MATERIAL PROVIDED -
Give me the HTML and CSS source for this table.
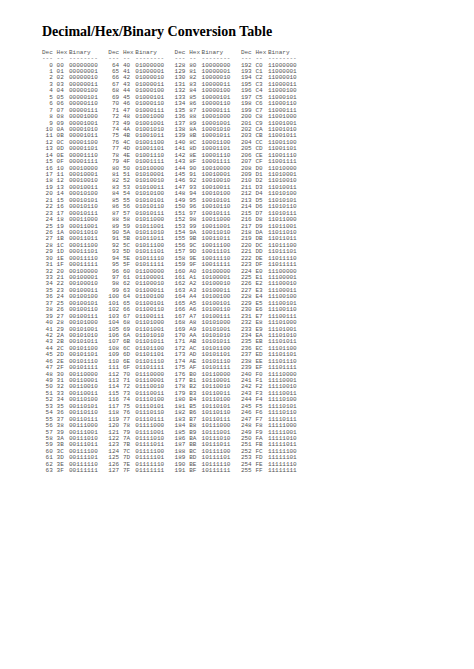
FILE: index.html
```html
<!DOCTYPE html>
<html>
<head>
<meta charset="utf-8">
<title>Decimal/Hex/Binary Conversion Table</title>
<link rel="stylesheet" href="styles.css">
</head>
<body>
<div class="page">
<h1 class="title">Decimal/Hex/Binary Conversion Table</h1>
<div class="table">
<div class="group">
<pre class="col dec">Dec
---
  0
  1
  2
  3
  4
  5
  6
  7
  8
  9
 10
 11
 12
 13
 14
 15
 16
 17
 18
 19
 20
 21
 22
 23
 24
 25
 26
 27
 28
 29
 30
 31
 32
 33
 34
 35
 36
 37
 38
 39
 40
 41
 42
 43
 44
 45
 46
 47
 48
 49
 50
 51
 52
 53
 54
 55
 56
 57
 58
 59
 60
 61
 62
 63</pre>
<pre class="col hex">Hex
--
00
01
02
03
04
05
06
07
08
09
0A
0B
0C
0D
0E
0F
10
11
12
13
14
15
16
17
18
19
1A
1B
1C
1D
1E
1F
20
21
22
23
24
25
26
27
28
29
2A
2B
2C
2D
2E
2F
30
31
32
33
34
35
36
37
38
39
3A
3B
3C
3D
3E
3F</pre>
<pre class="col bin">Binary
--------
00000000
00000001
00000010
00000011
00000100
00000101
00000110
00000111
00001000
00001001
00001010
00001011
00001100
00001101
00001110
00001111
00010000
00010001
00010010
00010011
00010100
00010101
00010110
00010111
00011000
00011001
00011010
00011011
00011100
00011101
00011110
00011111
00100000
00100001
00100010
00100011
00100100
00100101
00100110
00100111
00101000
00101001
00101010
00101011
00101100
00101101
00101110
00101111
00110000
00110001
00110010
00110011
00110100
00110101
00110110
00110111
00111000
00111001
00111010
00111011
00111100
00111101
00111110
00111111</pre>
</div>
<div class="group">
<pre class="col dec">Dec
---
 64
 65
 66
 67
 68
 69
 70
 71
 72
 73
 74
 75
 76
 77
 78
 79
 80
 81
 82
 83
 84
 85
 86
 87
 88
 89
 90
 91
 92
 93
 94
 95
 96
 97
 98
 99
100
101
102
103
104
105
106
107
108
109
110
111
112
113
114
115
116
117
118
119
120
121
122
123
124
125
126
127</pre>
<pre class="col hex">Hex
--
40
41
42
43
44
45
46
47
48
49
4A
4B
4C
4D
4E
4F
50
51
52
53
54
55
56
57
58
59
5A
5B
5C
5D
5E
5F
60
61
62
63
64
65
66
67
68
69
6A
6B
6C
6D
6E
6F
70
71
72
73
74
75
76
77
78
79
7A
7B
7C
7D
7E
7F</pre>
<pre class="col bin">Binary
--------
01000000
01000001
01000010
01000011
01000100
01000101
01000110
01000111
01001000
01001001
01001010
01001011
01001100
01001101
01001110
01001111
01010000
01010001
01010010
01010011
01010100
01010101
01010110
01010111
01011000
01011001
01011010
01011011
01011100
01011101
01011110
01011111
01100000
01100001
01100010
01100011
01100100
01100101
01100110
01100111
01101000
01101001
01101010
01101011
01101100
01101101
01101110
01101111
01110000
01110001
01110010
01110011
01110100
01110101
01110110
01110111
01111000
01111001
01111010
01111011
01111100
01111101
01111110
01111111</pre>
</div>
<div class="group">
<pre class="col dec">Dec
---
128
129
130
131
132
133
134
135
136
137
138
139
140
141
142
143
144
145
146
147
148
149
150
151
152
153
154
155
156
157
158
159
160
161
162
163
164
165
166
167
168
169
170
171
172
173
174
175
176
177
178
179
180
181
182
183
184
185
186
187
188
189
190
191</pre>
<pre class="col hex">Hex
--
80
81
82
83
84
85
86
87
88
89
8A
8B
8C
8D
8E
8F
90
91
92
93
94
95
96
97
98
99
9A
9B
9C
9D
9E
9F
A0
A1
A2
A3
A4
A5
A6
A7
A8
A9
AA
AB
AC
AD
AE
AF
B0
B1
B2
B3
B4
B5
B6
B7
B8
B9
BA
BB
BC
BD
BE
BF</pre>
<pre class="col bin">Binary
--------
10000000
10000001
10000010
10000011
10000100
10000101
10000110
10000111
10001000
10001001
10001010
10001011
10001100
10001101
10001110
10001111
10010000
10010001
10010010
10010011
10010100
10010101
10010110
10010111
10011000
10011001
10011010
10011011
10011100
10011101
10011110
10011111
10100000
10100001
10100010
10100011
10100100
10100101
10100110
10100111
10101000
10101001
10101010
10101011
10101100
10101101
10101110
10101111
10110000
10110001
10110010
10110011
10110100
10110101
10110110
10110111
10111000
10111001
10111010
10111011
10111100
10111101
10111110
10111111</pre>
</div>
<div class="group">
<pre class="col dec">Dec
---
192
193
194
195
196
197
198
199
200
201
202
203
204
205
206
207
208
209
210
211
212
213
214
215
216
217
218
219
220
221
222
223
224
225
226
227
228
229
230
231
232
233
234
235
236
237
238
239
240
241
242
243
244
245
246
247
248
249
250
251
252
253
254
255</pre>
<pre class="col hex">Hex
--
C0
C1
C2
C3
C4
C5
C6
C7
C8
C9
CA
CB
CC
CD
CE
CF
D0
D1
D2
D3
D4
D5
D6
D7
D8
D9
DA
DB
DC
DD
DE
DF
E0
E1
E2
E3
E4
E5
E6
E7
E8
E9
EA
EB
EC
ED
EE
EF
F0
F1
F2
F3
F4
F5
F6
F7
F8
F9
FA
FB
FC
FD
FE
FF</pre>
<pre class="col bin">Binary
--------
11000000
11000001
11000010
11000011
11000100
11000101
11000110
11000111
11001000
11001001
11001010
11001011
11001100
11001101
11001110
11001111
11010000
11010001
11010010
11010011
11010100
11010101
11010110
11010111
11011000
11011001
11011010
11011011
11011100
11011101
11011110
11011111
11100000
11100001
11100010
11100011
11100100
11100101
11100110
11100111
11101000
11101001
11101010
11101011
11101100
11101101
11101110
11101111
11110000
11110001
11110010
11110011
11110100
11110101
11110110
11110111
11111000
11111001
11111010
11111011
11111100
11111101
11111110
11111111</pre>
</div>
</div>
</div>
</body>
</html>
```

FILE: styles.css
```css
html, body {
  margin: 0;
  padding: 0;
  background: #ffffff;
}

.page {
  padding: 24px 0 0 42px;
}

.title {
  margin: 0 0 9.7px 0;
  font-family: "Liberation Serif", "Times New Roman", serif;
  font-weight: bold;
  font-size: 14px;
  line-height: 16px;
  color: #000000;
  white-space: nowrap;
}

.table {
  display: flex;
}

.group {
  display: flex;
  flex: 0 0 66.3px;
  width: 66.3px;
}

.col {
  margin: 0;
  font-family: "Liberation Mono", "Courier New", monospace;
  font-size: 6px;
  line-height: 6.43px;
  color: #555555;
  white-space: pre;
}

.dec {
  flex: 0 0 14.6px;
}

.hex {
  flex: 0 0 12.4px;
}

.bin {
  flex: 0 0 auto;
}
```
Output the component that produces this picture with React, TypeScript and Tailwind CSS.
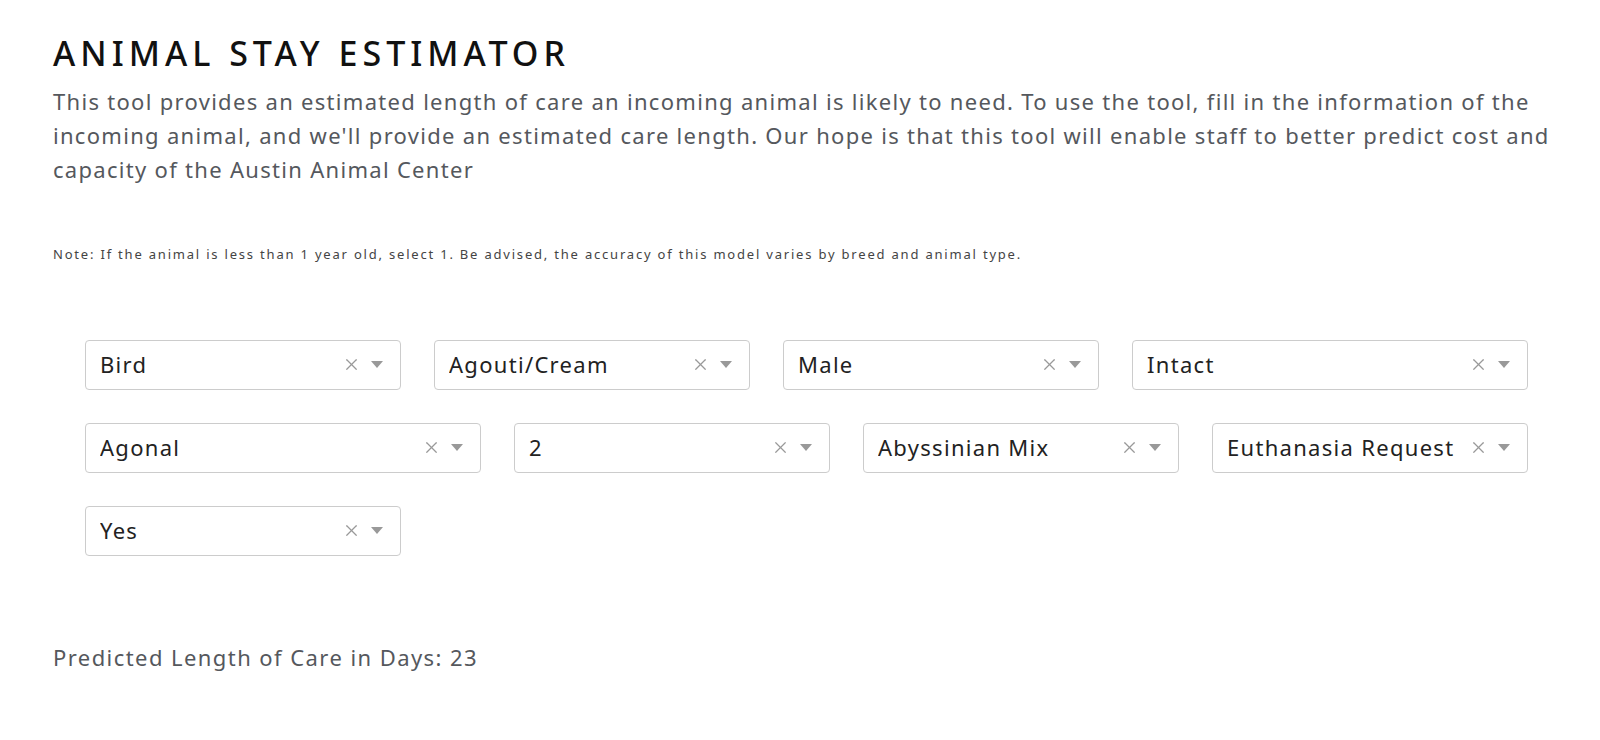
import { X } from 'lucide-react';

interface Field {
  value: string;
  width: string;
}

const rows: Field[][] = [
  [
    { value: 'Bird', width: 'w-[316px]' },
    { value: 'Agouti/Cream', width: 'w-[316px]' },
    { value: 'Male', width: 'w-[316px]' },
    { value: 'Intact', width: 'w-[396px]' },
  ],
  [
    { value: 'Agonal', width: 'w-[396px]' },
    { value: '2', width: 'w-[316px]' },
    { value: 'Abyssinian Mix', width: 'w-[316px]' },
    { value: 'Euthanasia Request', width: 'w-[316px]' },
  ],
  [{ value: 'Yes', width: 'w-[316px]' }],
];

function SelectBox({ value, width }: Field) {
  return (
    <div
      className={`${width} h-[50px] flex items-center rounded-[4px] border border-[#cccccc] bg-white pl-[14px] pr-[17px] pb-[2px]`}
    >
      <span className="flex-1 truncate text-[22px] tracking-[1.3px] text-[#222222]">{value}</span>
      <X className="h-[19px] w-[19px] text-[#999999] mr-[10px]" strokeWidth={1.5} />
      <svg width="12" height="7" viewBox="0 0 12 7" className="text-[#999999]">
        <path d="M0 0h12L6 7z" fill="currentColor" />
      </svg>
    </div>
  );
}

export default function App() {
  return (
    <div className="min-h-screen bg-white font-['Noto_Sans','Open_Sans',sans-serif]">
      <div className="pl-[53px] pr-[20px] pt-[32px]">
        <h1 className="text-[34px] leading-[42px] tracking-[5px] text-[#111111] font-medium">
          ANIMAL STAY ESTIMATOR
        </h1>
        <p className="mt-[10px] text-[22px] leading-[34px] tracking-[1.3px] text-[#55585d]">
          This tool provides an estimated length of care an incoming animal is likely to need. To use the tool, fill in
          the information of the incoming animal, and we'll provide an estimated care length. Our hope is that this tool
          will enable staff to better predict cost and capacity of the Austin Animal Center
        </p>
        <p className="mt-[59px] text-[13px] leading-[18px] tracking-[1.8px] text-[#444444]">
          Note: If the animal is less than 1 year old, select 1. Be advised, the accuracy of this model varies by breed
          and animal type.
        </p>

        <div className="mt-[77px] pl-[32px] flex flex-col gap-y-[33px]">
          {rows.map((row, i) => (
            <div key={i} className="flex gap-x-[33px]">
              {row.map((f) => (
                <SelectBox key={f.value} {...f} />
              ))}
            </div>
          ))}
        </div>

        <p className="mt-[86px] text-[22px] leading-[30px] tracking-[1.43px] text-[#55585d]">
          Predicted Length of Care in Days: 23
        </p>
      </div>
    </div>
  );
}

EXERCISE INSTRUCTIONS -
Find the lines above holding the word "that" and show them.

ANSWER IN FULL -
Output the component that produces this picture with React, TypeScript and Tailwind CSS.
          the information of the incoming animal, and we'll provide an estimated care length. Our hope is that this tool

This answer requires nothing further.